* [What this task involves]: Quote exactly the lines between the line containing "Write the React, TypeScript" and the line containing "items-center justify-center border-r", counting those two lines as part of the range. Leave the rest out.

* [Material supplied]:
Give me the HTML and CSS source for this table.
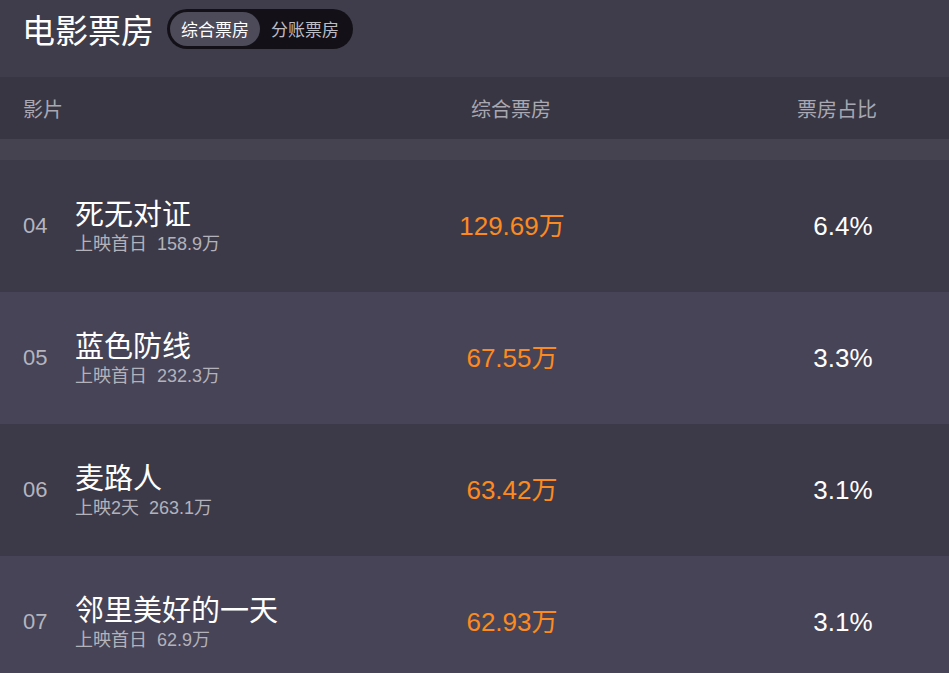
* * *
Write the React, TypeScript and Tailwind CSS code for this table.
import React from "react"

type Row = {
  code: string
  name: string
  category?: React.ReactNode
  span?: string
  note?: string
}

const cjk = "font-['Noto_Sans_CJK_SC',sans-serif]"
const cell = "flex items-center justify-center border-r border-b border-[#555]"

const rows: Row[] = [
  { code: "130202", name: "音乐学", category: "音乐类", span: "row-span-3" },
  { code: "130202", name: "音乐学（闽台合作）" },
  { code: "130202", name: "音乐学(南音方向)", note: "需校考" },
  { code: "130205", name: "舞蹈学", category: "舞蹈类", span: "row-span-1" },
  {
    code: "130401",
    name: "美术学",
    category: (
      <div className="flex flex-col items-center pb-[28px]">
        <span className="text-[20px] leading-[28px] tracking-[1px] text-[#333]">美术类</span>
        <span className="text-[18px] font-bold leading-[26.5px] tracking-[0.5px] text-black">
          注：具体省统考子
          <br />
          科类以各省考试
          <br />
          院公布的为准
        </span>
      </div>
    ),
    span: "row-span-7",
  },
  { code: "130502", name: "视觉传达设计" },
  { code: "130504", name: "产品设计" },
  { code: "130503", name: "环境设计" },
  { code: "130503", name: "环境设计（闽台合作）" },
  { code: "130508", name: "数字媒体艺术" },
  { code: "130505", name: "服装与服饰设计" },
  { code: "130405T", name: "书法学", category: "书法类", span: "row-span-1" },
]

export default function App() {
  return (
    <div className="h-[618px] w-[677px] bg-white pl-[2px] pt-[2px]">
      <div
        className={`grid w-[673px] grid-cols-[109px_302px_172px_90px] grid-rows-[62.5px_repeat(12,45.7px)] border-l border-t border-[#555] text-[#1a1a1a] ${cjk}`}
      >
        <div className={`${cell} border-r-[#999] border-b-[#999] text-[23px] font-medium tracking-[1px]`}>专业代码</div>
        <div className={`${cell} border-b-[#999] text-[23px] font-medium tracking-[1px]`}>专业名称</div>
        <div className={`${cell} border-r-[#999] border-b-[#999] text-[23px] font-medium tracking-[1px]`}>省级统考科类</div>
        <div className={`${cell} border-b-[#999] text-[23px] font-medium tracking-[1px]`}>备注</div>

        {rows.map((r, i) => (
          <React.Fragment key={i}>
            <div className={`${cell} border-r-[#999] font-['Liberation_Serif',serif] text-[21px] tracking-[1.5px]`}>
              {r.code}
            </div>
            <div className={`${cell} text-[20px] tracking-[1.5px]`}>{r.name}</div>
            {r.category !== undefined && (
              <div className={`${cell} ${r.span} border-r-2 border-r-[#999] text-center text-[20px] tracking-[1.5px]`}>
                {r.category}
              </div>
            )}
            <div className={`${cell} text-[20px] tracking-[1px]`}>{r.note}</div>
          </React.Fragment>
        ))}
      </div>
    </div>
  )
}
* * *
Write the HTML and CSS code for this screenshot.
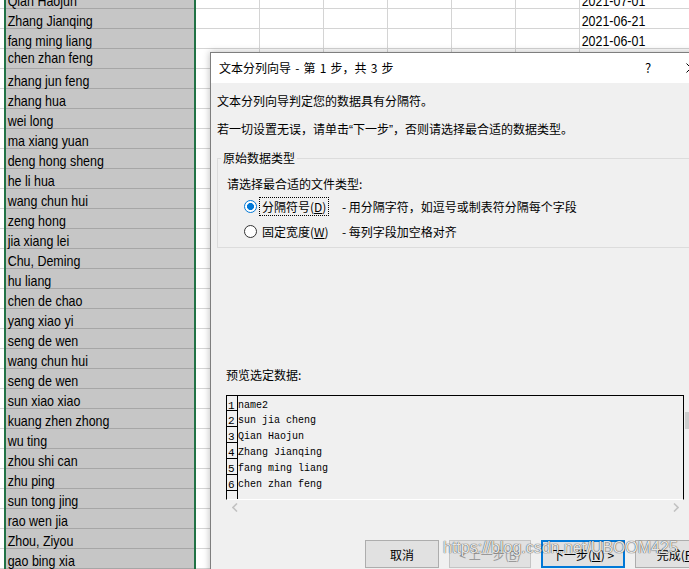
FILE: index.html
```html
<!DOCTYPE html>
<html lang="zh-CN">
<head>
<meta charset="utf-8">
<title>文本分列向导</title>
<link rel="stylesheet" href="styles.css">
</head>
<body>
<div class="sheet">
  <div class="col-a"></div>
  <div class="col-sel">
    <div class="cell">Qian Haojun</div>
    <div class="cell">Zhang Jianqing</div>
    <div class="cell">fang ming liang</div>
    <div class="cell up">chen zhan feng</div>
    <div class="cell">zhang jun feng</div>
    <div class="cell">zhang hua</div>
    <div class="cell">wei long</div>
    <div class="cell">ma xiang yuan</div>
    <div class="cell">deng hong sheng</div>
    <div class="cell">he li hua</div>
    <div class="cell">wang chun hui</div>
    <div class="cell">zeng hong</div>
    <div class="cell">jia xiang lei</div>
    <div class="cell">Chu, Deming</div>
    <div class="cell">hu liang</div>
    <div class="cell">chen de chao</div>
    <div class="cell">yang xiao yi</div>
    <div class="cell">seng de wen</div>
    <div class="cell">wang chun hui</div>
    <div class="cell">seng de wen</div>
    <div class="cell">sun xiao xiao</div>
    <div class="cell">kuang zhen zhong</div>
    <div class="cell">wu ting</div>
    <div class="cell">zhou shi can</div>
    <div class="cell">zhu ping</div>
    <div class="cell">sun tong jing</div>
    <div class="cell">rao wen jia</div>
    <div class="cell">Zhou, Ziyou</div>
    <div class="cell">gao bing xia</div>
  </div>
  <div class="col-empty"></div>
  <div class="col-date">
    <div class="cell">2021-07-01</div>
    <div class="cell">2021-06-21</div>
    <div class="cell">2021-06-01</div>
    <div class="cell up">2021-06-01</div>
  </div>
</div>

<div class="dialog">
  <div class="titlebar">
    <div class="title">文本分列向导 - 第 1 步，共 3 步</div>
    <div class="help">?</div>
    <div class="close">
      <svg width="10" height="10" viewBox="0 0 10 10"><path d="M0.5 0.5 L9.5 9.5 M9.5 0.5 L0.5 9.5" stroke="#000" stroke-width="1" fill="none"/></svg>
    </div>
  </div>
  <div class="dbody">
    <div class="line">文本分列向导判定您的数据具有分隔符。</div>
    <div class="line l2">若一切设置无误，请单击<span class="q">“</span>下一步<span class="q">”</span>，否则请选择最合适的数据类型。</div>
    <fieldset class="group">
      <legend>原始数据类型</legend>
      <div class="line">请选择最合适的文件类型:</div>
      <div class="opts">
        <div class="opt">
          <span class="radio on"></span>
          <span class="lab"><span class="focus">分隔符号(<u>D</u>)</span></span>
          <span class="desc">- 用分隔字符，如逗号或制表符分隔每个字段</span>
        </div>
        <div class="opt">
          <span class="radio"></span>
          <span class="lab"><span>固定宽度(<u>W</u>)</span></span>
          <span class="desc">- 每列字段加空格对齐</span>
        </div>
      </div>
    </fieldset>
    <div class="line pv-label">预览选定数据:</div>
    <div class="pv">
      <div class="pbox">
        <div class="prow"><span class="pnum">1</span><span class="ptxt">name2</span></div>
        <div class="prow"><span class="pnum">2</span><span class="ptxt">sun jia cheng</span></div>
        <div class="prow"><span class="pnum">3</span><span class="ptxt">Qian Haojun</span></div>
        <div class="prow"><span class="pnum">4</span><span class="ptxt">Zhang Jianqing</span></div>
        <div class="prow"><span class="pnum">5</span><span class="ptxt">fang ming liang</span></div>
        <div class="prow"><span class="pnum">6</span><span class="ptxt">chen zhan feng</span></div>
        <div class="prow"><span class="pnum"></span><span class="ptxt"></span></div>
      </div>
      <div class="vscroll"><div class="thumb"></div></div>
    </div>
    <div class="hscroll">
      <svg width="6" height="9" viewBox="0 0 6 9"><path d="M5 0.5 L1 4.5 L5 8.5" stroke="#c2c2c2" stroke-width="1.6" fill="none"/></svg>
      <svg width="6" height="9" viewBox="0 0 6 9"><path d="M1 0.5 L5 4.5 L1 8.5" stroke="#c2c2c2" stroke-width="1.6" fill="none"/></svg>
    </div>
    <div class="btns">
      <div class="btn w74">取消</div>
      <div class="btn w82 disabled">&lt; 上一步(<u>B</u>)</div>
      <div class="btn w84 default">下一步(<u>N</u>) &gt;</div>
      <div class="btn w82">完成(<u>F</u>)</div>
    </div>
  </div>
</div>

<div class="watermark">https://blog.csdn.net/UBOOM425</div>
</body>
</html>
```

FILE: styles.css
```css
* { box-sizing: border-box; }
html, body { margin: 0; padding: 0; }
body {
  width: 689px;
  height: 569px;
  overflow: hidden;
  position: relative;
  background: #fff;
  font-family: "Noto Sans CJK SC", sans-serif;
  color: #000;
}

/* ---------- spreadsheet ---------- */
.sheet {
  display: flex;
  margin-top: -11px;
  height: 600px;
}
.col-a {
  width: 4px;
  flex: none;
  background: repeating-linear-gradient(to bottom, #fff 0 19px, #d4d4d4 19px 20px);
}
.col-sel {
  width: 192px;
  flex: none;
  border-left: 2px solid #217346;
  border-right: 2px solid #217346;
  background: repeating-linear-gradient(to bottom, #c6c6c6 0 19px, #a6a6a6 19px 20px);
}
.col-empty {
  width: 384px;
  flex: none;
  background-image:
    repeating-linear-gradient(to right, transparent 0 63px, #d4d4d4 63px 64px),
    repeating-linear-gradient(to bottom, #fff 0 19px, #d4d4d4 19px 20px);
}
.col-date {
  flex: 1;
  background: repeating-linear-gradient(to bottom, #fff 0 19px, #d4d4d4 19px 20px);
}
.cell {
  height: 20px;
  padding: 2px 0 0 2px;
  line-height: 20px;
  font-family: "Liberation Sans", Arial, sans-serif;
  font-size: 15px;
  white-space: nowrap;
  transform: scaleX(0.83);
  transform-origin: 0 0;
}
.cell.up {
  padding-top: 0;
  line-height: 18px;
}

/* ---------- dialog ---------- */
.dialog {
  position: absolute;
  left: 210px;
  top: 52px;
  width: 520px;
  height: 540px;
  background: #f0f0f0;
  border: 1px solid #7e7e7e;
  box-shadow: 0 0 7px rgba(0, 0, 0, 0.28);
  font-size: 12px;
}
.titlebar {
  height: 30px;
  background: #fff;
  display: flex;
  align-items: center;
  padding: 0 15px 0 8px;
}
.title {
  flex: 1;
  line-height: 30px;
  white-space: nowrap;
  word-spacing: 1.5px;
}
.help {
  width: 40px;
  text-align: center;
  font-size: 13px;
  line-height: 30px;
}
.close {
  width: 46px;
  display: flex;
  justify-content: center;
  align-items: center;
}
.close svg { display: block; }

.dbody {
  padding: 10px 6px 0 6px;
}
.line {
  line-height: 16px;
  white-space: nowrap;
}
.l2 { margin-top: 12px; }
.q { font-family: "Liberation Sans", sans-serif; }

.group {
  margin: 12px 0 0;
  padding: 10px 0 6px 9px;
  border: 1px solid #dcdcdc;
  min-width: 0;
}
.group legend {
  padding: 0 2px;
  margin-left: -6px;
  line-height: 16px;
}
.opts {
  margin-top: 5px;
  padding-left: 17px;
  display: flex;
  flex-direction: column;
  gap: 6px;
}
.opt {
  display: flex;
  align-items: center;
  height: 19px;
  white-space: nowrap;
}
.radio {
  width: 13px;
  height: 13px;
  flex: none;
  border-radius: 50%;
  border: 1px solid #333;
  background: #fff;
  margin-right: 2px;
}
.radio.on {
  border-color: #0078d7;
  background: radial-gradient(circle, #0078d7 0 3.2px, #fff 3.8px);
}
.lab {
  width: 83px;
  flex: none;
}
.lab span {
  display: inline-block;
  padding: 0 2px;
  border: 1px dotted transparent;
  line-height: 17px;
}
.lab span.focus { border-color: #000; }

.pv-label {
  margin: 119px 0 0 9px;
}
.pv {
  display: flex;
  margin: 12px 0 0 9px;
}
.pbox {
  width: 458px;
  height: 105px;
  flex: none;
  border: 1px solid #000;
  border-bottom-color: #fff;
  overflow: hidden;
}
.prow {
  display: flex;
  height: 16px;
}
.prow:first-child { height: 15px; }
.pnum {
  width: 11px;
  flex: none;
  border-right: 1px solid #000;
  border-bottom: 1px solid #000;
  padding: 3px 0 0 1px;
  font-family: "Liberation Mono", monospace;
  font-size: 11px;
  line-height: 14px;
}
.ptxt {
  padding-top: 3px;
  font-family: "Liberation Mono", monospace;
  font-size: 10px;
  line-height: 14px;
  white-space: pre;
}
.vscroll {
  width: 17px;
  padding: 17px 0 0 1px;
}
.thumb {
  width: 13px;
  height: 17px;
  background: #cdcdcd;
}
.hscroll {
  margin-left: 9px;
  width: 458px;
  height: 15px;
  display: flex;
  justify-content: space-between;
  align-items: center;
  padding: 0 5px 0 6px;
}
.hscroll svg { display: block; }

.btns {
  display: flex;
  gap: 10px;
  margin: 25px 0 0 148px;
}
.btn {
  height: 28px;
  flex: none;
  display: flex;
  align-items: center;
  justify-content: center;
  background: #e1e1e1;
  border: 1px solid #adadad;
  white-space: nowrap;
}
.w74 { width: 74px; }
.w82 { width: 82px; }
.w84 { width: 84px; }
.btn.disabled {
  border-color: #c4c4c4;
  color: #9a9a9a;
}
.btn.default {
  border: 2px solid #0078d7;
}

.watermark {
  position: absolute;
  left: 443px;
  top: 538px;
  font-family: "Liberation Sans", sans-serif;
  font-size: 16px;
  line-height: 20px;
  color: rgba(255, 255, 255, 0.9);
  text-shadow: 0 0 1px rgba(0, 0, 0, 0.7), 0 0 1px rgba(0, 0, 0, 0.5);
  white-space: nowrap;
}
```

* [Expected answer]:
Write the React, TypeScript and Tailwind CSS code for this table.
import React from "react"

type Row = {
  code: string
  name: string
  category?: React.ReactNode
  span?: string
  note?: string
}

const cjk = "font-['Noto_Sans_CJK_SC',sans-serif]"
const cell = "flex items-center justify-center border-r border-b border-[#555]"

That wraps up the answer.